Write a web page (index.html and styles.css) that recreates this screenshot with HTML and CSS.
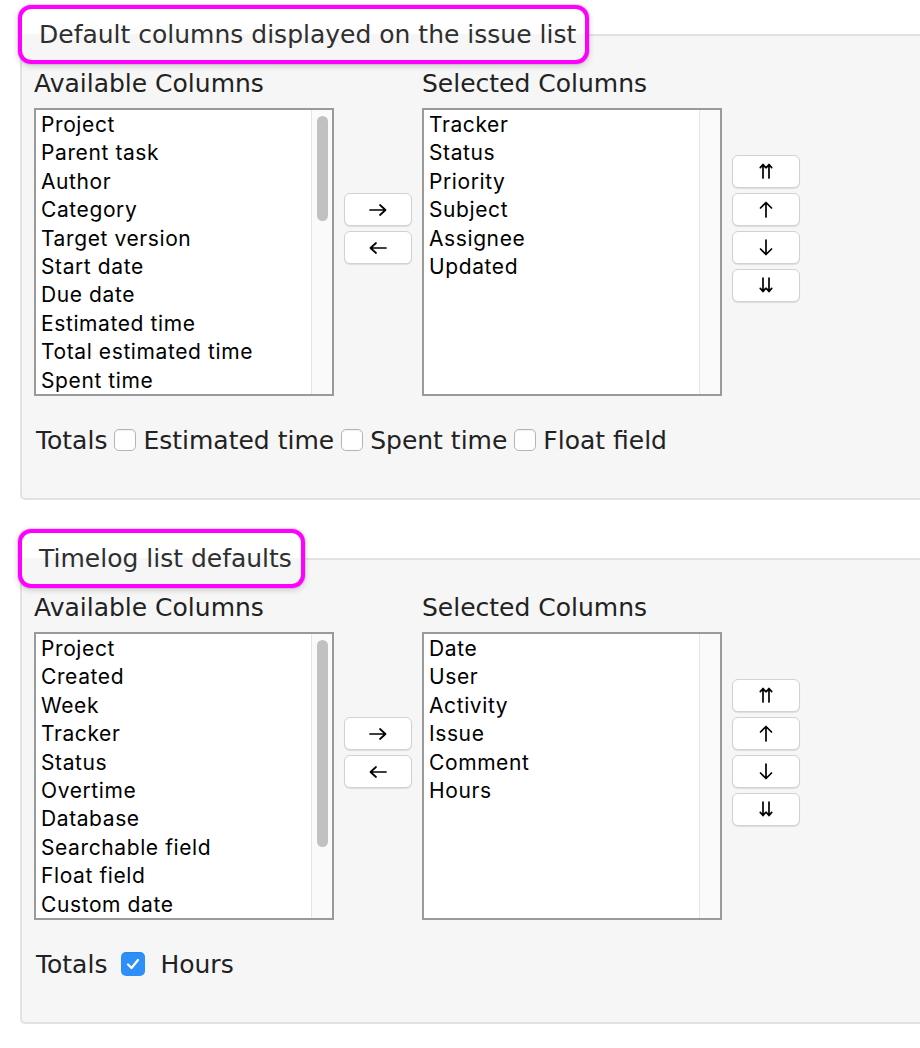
FILE: index.html
```html
<!DOCTYPE html>
<html>
<head>
<meta charset="utf-8">
<link rel="stylesheet" href="styles.css">
</head>
<body>
<fieldset class="box">
  <legend class="legend">Default columns displayed on the issue list</legend>
  <div class="columns">
    <div class="col-label avail-label">Available Columns</div>
    <div class="col-label sel-label">Selected Columns</div>
    <div class="listbox avail-list">
      <div class="options">
        <div class="opt">Project</div>
        <div class="opt">Parent task</div>
        <div class="opt">Author</div>
        <div class="opt">Category</div>
        <div class="opt">Target version</div>
        <div class="opt">Start date</div>
        <div class="opt">Due date</div>
        <div class="opt">Estimated time</div>
        <div class="opt">Total estimated time</div>
        <div class="opt">Spent time</div>
      </div>
      <div class="track"><div class="thumb thumb-issue"></div></div>
    </div>
    <div class="btn-group move-btns">
      <button class="btn" title="→"><svg class="ico-h" viewBox="0 0 18 12"><path d="M1 6 H16.5 M11 1 L16.5 6 L11 11"/></svg></button>
      <button class="btn" title="←"><svg class="ico-h" viewBox="0 0 18 12"><path d="M17 6 H1.5 M7 1 L1.5 6 L7 11"/></svg></button>
    </div>
    <div class="listbox sel-list">
      <div class="options">
        <div class="opt">Tracker</div>
        <div class="opt">Status</div>
        <div class="opt">Priority</div>
        <div class="opt">Subject</div>
        <div class="opt">Assignee</div>
        <div class="opt">Updated</div>
      </div>
      <div class="track"></div>
    </div>
    <div class="btn-group order-btns">
      <button class="btn" title="⇈"><svg class="ico-dv" viewBox="0 0 14 16"><path d="M4 15 V1.5 M10 15 V1.5 M1.3 4.6 L4 1.5 L6.7 4.6 M7.3 4.6 L10 1.5 L12.7 4.6"/></svg></button>
      <button class="btn" title="↑"><svg class="ico-v" viewBox="0 0 14 17"><path d="M7 16 V1.5 M1.5 7 L7 1.5 L12.5 7"/></svg></button>
      <button class="btn" title="↓"><svg class="ico-v" viewBox="0 0 14 17"><path d="M7 1 V15.5 M1.5 10 L7 15.5 L12.5 10"/></svg></button>
      <button class="btn" title="⇊"><svg class="ico-dv" viewBox="0 0 14 16"><path d="M4 1 V14.5 M10 1 V14.5 M1.3 11.4 L4 14.5 L6.7 11.4 M7.3 11.4 L10 14.5 L12.7 11.4"/></svg></button>
    </div>
  </div>
  <div class="totals">
    <span class="tlabel">Totals</span>
    <span class="cb"></span>
    <span class="tlabel">Estimated time</span>
    <span class="cb"></span>
    <span class="tlabel">Spent time</span>
    <span class="cb"></span>
    <span class="tlabel">Float field</span>
  </div>
</fieldset>

<fieldset class="box second">
  <legend class="legend">Timelog list defaults</legend>
  <div class="columns">
    <div class="col-label avail-label">Available Columns</div>
    <div class="col-label sel-label">Selected Columns</div>
    <div class="listbox avail-list">
      <div class="options">
        <div class="opt">Project</div>
        <div class="opt">Created</div>
        <div class="opt">Week</div>
        <div class="opt">Tracker</div>
        <div class="opt">Status</div>
        <div class="opt">Overtime</div>
        <div class="opt">Database</div>
        <div class="opt">Searchable field</div>
        <div class="opt">Float field</div>
        <div class="opt">Custom date</div>
      </div>
      <div class="track"><div class="thumb thumb-time"></div></div>
    </div>
    <div class="btn-group move-btns">
      <button class="btn" title="→"><svg class="ico-h" viewBox="0 0 18 12"><path d="M1 6 H16.5 M11 1 L16.5 6 L11 11"/></svg></button>
      <button class="btn" title="←"><svg class="ico-h" viewBox="0 0 18 12"><path d="M17 6 H1.5 M7 1 L1.5 6 L7 11"/></svg></button>
    </div>
    <div class="listbox sel-list">
      <div class="options">
        <div class="opt">Date</div>
        <div class="opt">User</div>
        <div class="opt">Activity</div>
        <div class="opt">Issue</div>
        <div class="opt">Comment</div>
        <div class="opt">Hours</div>
      </div>
      <div class="track"></div>
    </div>
    <div class="btn-group order-btns">
      <button class="btn" title="⇈"><svg class="ico-dv" viewBox="0 0 14 16"><path d="M4 15 V1.5 M10 15 V1.5 M1.3 4.6 L4 1.5 L6.7 4.6 M7.3 4.6 L10 1.5 L12.7 4.6"/></svg></button>
      <button class="btn" title="↑"><svg class="ico-v" viewBox="0 0 14 17"><path d="M7 16 V1.5 M1.5 7 L7 1.5 L12.5 7"/></svg></button>
      <button class="btn" title="↓"><svg class="ico-v" viewBox="0 0 14 17"><path d="M7 1 V15.5 M1.5 10 L7 15.5 L12.5 10"/></svg></button>
      <button class="btn" title="⇊"><svg class="ico-dv" viewBox="0 0 14 16"><path d="M4 1 V14.5 M10 1 V14.5 M1.3 11.4 L4 14.5 L6.7 11.4 M7.3 11.4 L10 14.5 L12.7 11.4"/></svg></button>
    </div>
  </div>
  <div class="totals">
    <span class="tlabel">Totals</span>
    <span class="cb cb-checked">
      <svg width="14" height="12" viewBox="0 0 14 12"><path d="M2 6.5 L5.5 10 L12 2" fill="none" stroke="#fff" stroke-width="2.2" stroke-linecap="round" stroke-linejoin="round"/></svg>
    </span>
    <span class="tlabel">Hours</span>
  </div>
</fieldset>
</body>
</html>
```

FILE: styles.css
```css
html, body {
  margin: 0;
  padding: 0;
  background: #ffffff;
  overflow: hidden;
}

body {
  font-family: "DejaVu Sans", Verdana, sans-serif;
  color: #2a2a2a;
}

.box {
  margin: 9px -40px 0 20px;
  padding: 0 0 42px 0;
  border: 2px solid #e2e2e2;
  border-radius: 5px;
  background: #f6f6f6;
  min-width: 0;
}

.box.second {
  margin-top: 33px;
}

.legend {
  margin-left: 0;
  padding: 0 9px 0 17px;
  height: 51px;
  line-height: 51px;
  font-size: 25px;
  color: #2f2f2f;
  border-radius: 9px;
  outline: 4px solid #ff00ff;
  box-shadow: 0 0 0 5px rgba(120, 0, 120, 0.12), 0 2px 6px 4px rgba(0, 0, 0, 0.18);
}

.columns {
  display: grid;
  grid-template-columns: 300px 88px 300px 88px;
  grid-template-rows: 48px 288px;
  margin-left: 12px;
}

.col-label {
  font-size: 25px;
  line-height: 48px;
  color: #222;
  white-space: nowrap;
}

.avail-label { grid-column: 1; grid-row: 1; }
.sel-label { grid-column: 3; grid-row: 1; }
.avail-list { grid-column: 1; grid-row: 2; }
.sel-list { grid-column: 3; grid-row: 2; }
.move-btns { grid-column: 2; grid-row: 1 / 3; }
.order-btns { grid-column: 4; grid-row: 1 / 3; }

.listbox {
  box-sizing: border-box;
  height: 288px;
  border: 2px solid #9a9a9a;
  background: #ffffff;
  display: flex;
  overflow: hidden;
}

.options {
  flex: 1;
  padding-left: 5px;
  overflow: hidden;
  font-family: Inter, "Liberation Sans", sans-serif;
  font-size: 21px;
  letter-spacing: 0.6px;
  color: #000;
}

.opt {
  height: 28.4px;
  line-height: 29px;
  white-space: nowrap;
}

.track {
  width: 20px;
  border-left: 1px solid #e6e6e6;
  background: #fafafa;
  display: flex;
  justify-content: center;
  align-items: flex-start;
}

.thumb {
  width: 11px;
  margin-top: 6px;
  border-radius: 6px;
  background: #c1c1c1;
}

.thumb-issue { height: 105px; }
.thumb-time { height: 207px; }

.btn-group {
  align-self: center;
  justify-self: center;
  display: flex;
  flex-direction: column;
  gap: 5px;
}

.btn {
  box-sizing: border-box;
  width: 68px;
  height: 33px;
  padding: 0;
  border: 1px solid #d2d2d2;
  border-radius: 6px;
  background: #ffffff;
  box-shadow: 0 1px 1px rgba(0, 0, 0, 0.1);
  display: flex;
  align-items: center;
  justify-content: center;
}

.btn svg {
  fill: none;
  stroke: #000;
  stroke-width: 1.7;
  stroke-linecap: round;
  stroke-linejoin: round;
}

.ico-h { width: 18px; height: 12px; margin-top: 2px; }
.ico-v { width: 14px; height: 17px; }
.ico-dv { width: 14px; height: 16px; }

.totals {
  display: flex;
  align-items: center;
  height: 32px;
  margin: 28px 0 0 14px;
}

.tlabel {
  font-size: 25px;
  color: #222;
  white-space: nowrap;
}

.cb {
  box-sizing: border-box;
  width: 22px;
  height: 22px;
  margin: 0 7px 0 7px;
  border: 1px solid #b4b4b4;
  border-radius: 5px;
  background: #ffffff;
  box-shadow: inset 0 1px 1px rgba(0, 0, 0, 0.06);
}

.cb-checked {
  width: 24px;
  height: 24px;
  margin: 0 15px 0 14px;
  border: none;
  background: #2d8ff7;
  display: flex;
  align-items: center;
  justify-content: center;
}
```
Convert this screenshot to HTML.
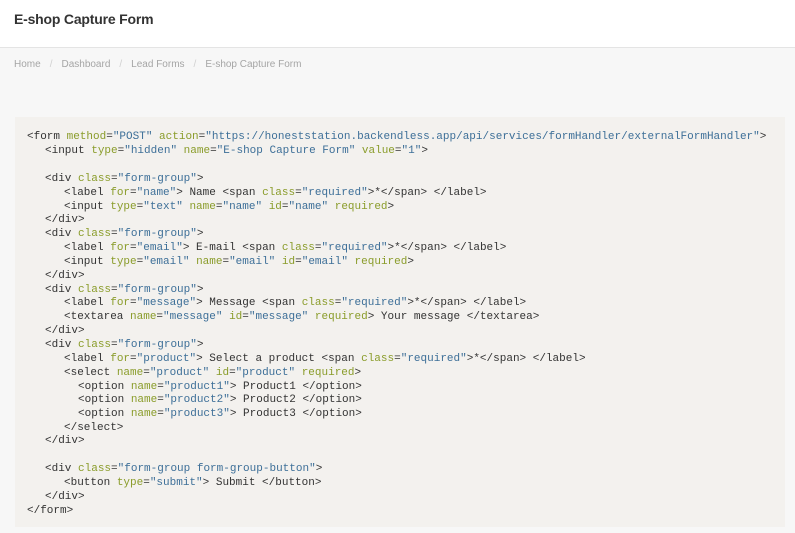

**WHAT IS NEEDED**
Look through the lines above and collect those with the word "screenshot".

**EXERCISE SOLUTION**
Write a web page (index.html and styles.css) that recreates this screenshot with HTML and CSS.
Convert this screenshot to HTML.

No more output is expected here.